» **Material for this task**:
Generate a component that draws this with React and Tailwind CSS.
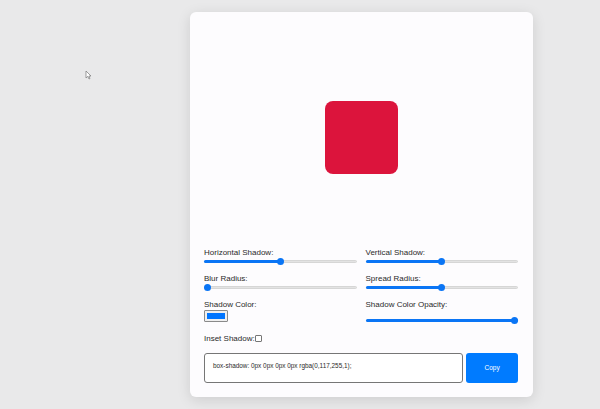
import React from "react";

function Slider({ pct }) {
  return (
    <div className="relative h-[8px] w-full">
      <div className="absolute left-0 right-0 top-[3px] h-[3px] rounded-full bg-[#e3e3e3] border border-[#d6d6d6]" />
      <div
        className="absolute left-0 top-[3px] h-[3px] rounded-full bg-[#0a75f5]"
        style={{ width: `${pct}%` }}
      />
      <div
        className="absolute top-[1px] h-[7px] w-[7px] -ml-[3.5px] rounded-full bg-[#0a75f5]"
        style={{ left: `calc(3.5px + (100% - 7px) * ${pct / 100})` }}
      />
    </div>
  );
}

function Label({ children }) {
  return <div className="text-[8px] leading-[9px] text-[#2a2a2a]">{children}</div>;
}

export default function App() {
  return (
    <div
      className="relative w-[600px] h-[409px] bg-[#e9e9ea] overflow-hidden"
      style={{ fontFamily: '"Liberation Sans", Arial, sans-serif' }}
    >
      <svg className="absolute left-[85px] top-[70px]" width="7" height="10" viewBox="0 0 7 10">
        <path d="M1 1 L1 8 L2.8 6.4 L4 9 L5 8.5 L3.9 6 L6 6 Z" fill="#fff" stroke="#777" strokeWidth="0.7" />
      </svg>
      <div className="absolute left-[190px] top-[12px] w-[343px] h-[385px] rounded-[6px] bg-[#fdfcfe] shadow-[0_3px_14px_rgba(0,0,0,0.12)] pl-[14px] pr-[15px] pt-[14px] flex flex-col">
        <div className="h-[222px] flex items-center justify-center">
          <div className="w-[73px] h-[73px] rounded-[8px] bg-[#dc143c]" />
        </div>
        <div className="grid grid-cols-2 gap-x-[9px] gap-y-[9px]">
          <div>
            <Label>Horizontal Shadow:</Label>
            <Slider pct={50} />
          </div>
          <div>
            <Label>Vertical Shadow:</Label>
            <Slider pct={50} />
          </div>
          <div>
            <Label>Blur Radius:</Label>
            <Slider pct={0} />
          </div>
          <div>
            <Label>Spread Radius:</Label>
            <Slider pct={50} />
          </div>
          <div>
            <Label>Shadow Color:</Label>
            <div className="mt-[1px] w-[24px] h-[12px] border border-[#8a8a8a] rounded-[1px] bg-[#efefef] p-[2px]">
              <div className="w-full h-full bg-[#0075ff]" />
            </div>
          </div>
          <div>
            <Label>Shadow Color Opacity:</Label>
            <div className="mt-[7px]">
              <Slider pct={100} />
            </div>
          </div>
        </div>
        <div className="mt-[10px] flex items-center text-[8px] leading-[9px] text-[#2a2a2a]">
          <span>Inset Shadow:</span>
          <span className="inline-block w-[7px] h-[7px] border border-[#767676] rounded-[1px] bg-white" />
        </div>
        <div className="mt-[10px] flex gap-[3px]">
          <div className="w-[260px] h-[30px] border border-[#767676] rounded-[3px] bg-white px-[8px] pt-[8px] text-[6.4px] leading-[8px] text-[#2a2a2a]">
            box-shadow: 0px 0px 0px 0px rgba(0,117,255,1);
          </div>
          <div className="w-[52px] h-[30px] rounded-[3px] bg-[#007bff] flex items-center justify-center text-[6.5px] text-white">
            Copy
          </div>
        </div>
      </div>
    </div>
  );
}
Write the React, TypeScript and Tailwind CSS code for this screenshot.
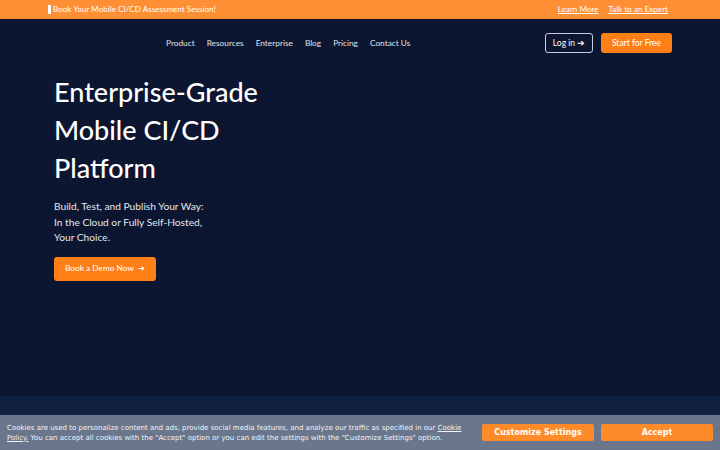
import React from "react";

const navLinks = ["Product", "Resources", "Enterprise", "Blog", "Pricing", "Contact Us"];

const App: React.FC = () => {
  return (
    <div className="relative w-[720px] h-[450px] overflow-hidden bg-[#0d1630] font-['Lato',sans-serif]">
      {/* announcement bar */}
      <div className="h-[19px] bg-[#ff8f35] flex items-center justify-between pl-[48px] pr-[52px] text-[8.1px] text-white">
        <div className="flex items-center">
          <span className="inline-block w-[3px] h-[9px] bg-white mr-[2px]"></span>
          <span>Book Your Mobile CI/CD Assessment Session!</span>
        </div>
        <div className="flex gap-[10px] underline">
          <span>Learn More</span>
          <span>Talk to an Expert</span>
        </div>
      </div>

      {/* nav */}
      <div className="h-[48px] flex items-center pr-[48px]">
        <div className="flex gap-[12px] ml-[166px] text-[8.3px] text-[#dfe3ec]">
          {navLinks.map((l) => (
            <span key={l}>{l}</span>
          ))}
        </div>
        <div className="ml-auto flex gap-[8px]">
          <button className="h-[20px] w-[48px] rounded-[3px] border border-[#c7cde0] text-white text-[8.5px]">
            Log in ➔
          </button>
          <button className="h-[20px] w-[71px] rounded-[3px] bg-[#ff7f17] text-white text-[8.5px]">
            Start for Free
          </button>
        </div>
      </div>

      {/* hero */}
      <div className="pl-[54px] pt-[6px]">
        <h1 className="text-[27px] leading-[38px] text-white font-medium">
          Enterprise-Grade
          <br />
          Mobile CI/CD
          <br />
          Platform
        </h1>
        <p className="mt-[12px] text-[10.2px] leading-[15.5px] text-[#e3e6ee]">
          Build, Test, and Publish Your Way:
          <br />
          In the Cloud or Fully Self-Hosted,
          <br />
          Your Choice.
        </p>
        <button className="mt-[11px] h-[24px] w-[102px] rounded-[3px] bg-[#ff7f17] text-white text-[8.3px]">
          Book a Demo Now&nbsp;&nbsp;➔
        </button>
      </div>

      <div className="absolute left-0 right-0 top-[396px] h-[19px] bg-[#10203f]"></div>

      {/* cookie bar */}
      <div className="absolute left-0 right-0 bottom-0 h-[35px] bg-[#6a768b] flex items-center pl-[7px] pr-[7px] font-['DejaVu_Sans',sans-serif]">
        <div className="w-[462px] text-[7px] leading-[10px] text-[#f3f4f7]">
          <div>
            Cookies are used to personalize content and ads, provide social media features, and analyze our traffic as specified in our <u>Cookie</u>
          </div>
          <div>
            <u>Policy.</u> You can accept all cookies with the "Accept" option or you can edit the settings with the "Customize Settings" option.
          </div>
        </div>
        <div className="ml-auto flex gap-[7px]">
          <button className="h-[17px] w-[112px] rounded-[2px] bg-[#ff8a2a] text-white text-[8px] font-bold">
            Customize Settings
          </button>
          <button className="h-[17px] w-[112px] rounded-[2px] bg-[#ff8a2a] text-white text-[8px] font-bold">
            Accept
          </button>
        </div>
      </div>
    </div>
  );
};

export default App;
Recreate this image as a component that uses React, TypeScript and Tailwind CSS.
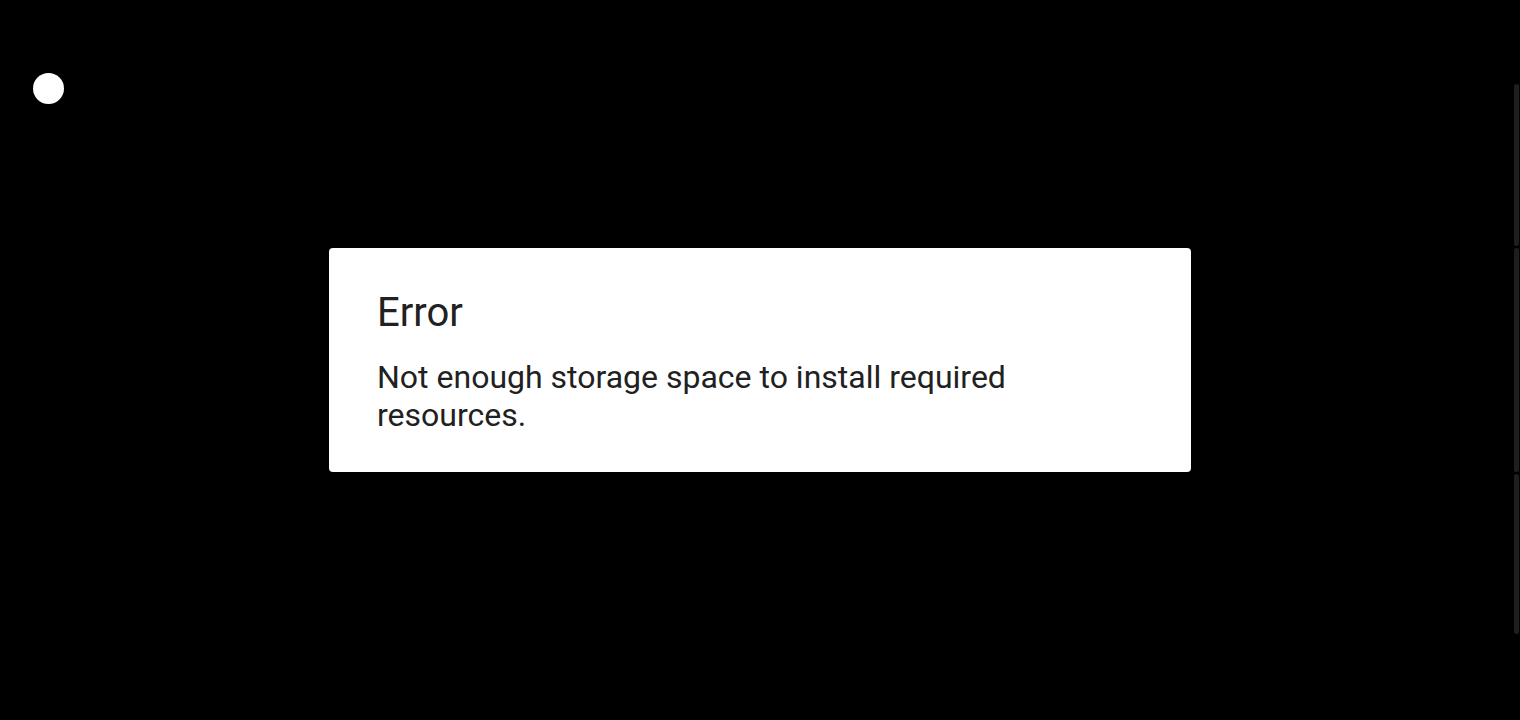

» **Aim**:
Omit every image. Quote each record exactly.

» **Written response**:
Generate a component that draws this with React and Tailwind CSS.
import React from "react";

function Slider({ pct }) {
  return (
    <div className="relative h-[8px] w-full">
      <div className="absolute left-0 right-0 top-[3px] h-[3px] rounded-full bg-[#e3e3e3] border border-[#d6d6d6]" />
      <div
        className="absolute left-0 top-[3px] h-[3px] rounded-full bg-[#0a75f5]"
        style={{ width: `${pct}%` }}
      />
      <div
        className="absolute top-[1px] h-[7px] w-[7px] -ml-[3.5px] rounded-full bg-[#0a75f5]"
        style={{ left: `calc(3.5px + (100% - 7px) * ${pct / 100})` }}
      />
    </div>
  );
}

function Label({ children }) {
  return <div className="text-[8px] leading-[9px] text-[#2a2a2a]">{children}</div>;
}

export default function App() {
  return (
    <div
      className="relative w-[600px] h-[409px] bg-[#e9e9ea] overflow-hidden"
      style={{ fontFamily: '"Liberation Sans", Arial, sans-serif' }}
    >
      <svg className="absolute left-[85px] top-[70px]" width="7" height="10" viewBox="0 0 7 10">
        <path d="M1 1 L1 8 L2.8 6.4 L4 9 L5 8.5 L3.9 6 L6 6 Z" fill="#fff" stroke="#777" strokeWidth="0.7" />
      </svg>
      <div className="absolute left-[190px] top-[12px] w-[343px] h-[385px] rounded-[6px] bg-[#fdfcfe] shadow-[0_3px_14px_rgba(0,0,0,0.12)] pl-[14px] pr-[15px] pt-[14px] flex flex-col">
        <div className="h-[222px] flex items-center justify-center">
          <div className="w-[73px] h-[73px] rounded-[8px] bg-[#dc143c]" />
        </div>
        <div className="grid grid-cols-2 gap-x-[9px] gap-y-[9px]">
          <div>
            <Label>Horizontal Shadow:</Label>
            <Slider pct={50} />
          </div>
          <div>
            <Label>Vertical Shadow:</Label>
            <Slider pct={50} />
          </div>
          <div>
            <Label>Blur Radius:</Label>
            <Slider pct={0} />
          </div>
          <div>
            <Label>Spread Radius:</Label>
            <Slider pct={50} />
          </div>
          <div>
            <Label>Shadow Color:</Label>
            <div className="mt-[1px] w-[24px] h-[12px] border border-[#8a8a8a] rounded-[1px] bg-[#efefef] p-[2px]">
              <div className="w-full h-full bg-[#0075ff]" />
            </div>
          </div>
          <div>
            <Label>Shadow Color Opacity:</Label>
            <div className="mt-[7px]">
              <Slider pct={100} />
            </div>
          </div>
        </div>
        <div className="mt-[10px] flex items-center text-[8px] leading-[9px] text-[#2a2a2a]">
          <span>Inset Shadow:</span>
          <span className="inline-block w-[7px] h-[7px] border border-[#767676] rounded-[1px] bg-white" />
        </div>
        <div className="mt-[10px] flex gap-[3px]">
          <div className="w-[260px] h-[30px] border border-[#767676] rounded-[3px] bg-white px-[8px] pt-[8px] text-[6.4px] leading-[8px] text-[#2a2a2a]">
            box-shadow: 0px 0px 0px 0px rgba(0,117,255,1);
          </div>
          <div className="w-[52px] h-[30px] rounded-[3px] bg-[#007bff] flex items-center justify-center text-[6.5px] text-white">
            Copy
          </div>
        </div>
      </div>
    </div>
  );
}
Write the React, TypeScript and Tailwind CSS code for this screenshot.
import React from "react";

const navLinks = ["Product", "Resources", "Enterprise", "Blog", "Pricing", "Contact Us"];

const App: React.FC = () => {
  return (
    <div className="relative w-[720px] h-[450px] overflow-hidden bg-[#0d1630] font-['Lato',sans-serif]">
      {/* announcement bar */}
      <div className="h-[19px] bg-[#ff8f35] flex items-center justify-between pl-[48px] pr-[52px] text-[8.1px] text-white">
        <div className="flex items-center">
          <span className="inline-block w-[3px] h-[9px] bg-white mr-[2px]"></span>
          <span>Book Your Mobile CI/CD Assessment Session!</span>
        </div>
        <div className="flex gap-[10px] underline">
          <span>Learn More</span>
          <span>Talk to an Expert</span>
        </div>
      </div>

      {/* nav */}
      <div className="h-[48px] flex items-center pr-[48px]">
        <div className="flex gap-[12px] ml-[166px] text-[8.3px] text-[#dfe3ec]">
          {navLinks.map((l) => (
            <span key={l}>{l}</span>
          ))}
        </div>
        <div className="ml-auto flex gap-[8px]">
          <button className="h-[20px] w-[48px] rounded-[3px] border border-[#c7cde0] text-white text-[8.5px]">
            Log in ➔
          </button>
          <button className="h-[20px] w-[71px] rounded-[3px] bg-[#ff7f17] text-white text-[8.5px]">
            Start for Free
          </button>
        </div>
      </div>

      {/* hero */}
      <div className="pl-[54px] pt-[6px]">
        <h1 className="text-[27px] leading-[38px] text-white font-medium">
          Enterprise-Grade
          <br />
          Mobile CI/CD
          <br />
          Platform
        </h1>
        <p className="mt-[12px] text-[10.2px] leading-[15.5px] text-[#e3e6ee]">
          Build, Test, and Publish Your Way:
          <br />
          In the Cloud or Fully Self-Hosted,
          <br />
          Your Choice.
        </p>
        <button className="mt-[11px] h-[24px] w-[102px] rounded-[3px] bg-[#ff7f17] text-white text-[8.3px]">
          Book a Demo Now&nbsp;&nbsp;➔
        </button>
      </div>

      <div className="absolute left-0 right-0 top-[396px] h-[19px] bg-[#10203f]"></div>

      {/* cookie bar */}
      <div className="absolute left-0 right-0 bottom-0 h-[35px] bg-[#6a768b] flex items-center pl-[7px] pr-[7px] font-['DejaVu_Sans',sans-serif]">
        <div className="w-[462px] text-[7px] leading-[10px] text-[#f3f4f7]">
          <div>
            Cookies are used to personalize content and ads, provide social media features, and analyze our traffic as specified in our <u>Cookie</u>
          </div>
          <div>
            <u>Policy.</u> You can accept all cookies with the "Accept" option or you can edit the settings with the "Customize Settings" option.
          </div>
        </div>
        <div className="ml-auto flex gap-[7px]">
          <button className="h-[17px] w-[112px] rounded-[2px] bg-[#ff8a2a] text-white text-[8px] font-bold">
            Customize Settings
          </button>
          <button className="h-[17px] w-[112px] rounded-[2px] bg-[#ff8a2a] text-white text-[8px] font-bold">
            Accept
          </button>
        </div>
      </div>
    </div>
  );
};

export default App;
Recreate this image as a component that uses React, TypeScript and Tailwind CSS.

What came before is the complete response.